### Exercise goal
Gather every line holding the string "styles".

### Source data

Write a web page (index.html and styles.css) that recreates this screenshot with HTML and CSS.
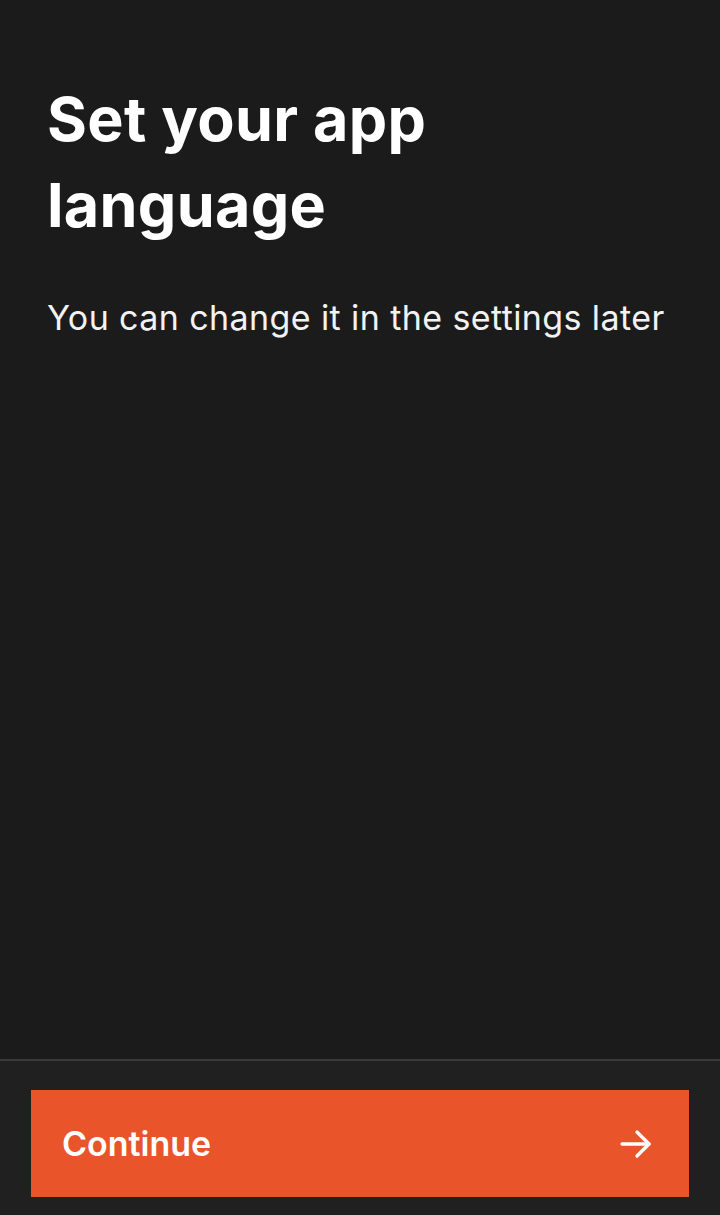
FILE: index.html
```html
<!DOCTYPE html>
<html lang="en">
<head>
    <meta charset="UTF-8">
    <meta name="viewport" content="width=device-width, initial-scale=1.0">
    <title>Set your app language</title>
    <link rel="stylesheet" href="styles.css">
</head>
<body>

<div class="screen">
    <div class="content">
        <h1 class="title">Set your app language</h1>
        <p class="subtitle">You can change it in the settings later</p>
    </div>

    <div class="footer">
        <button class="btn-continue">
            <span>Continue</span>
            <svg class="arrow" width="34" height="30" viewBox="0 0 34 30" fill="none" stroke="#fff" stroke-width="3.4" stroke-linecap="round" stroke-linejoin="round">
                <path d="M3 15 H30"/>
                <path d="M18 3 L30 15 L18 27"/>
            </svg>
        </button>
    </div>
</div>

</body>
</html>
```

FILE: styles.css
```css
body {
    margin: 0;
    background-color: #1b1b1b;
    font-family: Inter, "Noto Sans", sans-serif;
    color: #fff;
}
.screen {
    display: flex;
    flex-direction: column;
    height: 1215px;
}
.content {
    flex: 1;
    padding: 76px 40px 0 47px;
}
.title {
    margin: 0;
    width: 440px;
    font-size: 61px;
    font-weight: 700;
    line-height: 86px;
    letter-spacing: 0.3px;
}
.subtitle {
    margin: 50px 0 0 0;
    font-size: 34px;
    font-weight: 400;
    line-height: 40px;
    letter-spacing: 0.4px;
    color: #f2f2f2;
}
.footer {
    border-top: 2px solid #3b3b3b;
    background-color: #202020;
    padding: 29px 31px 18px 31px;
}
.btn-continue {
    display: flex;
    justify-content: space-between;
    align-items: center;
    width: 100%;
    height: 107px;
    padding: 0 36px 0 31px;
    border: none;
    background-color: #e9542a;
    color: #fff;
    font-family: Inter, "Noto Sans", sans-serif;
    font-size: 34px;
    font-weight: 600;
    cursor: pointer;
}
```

### Exercise result
Write a web page (index.html and styles.css) that recreates this screenshot with HTML and CSS.
    <link rel="stylesheet" href="styles.css">
FILE: styles.css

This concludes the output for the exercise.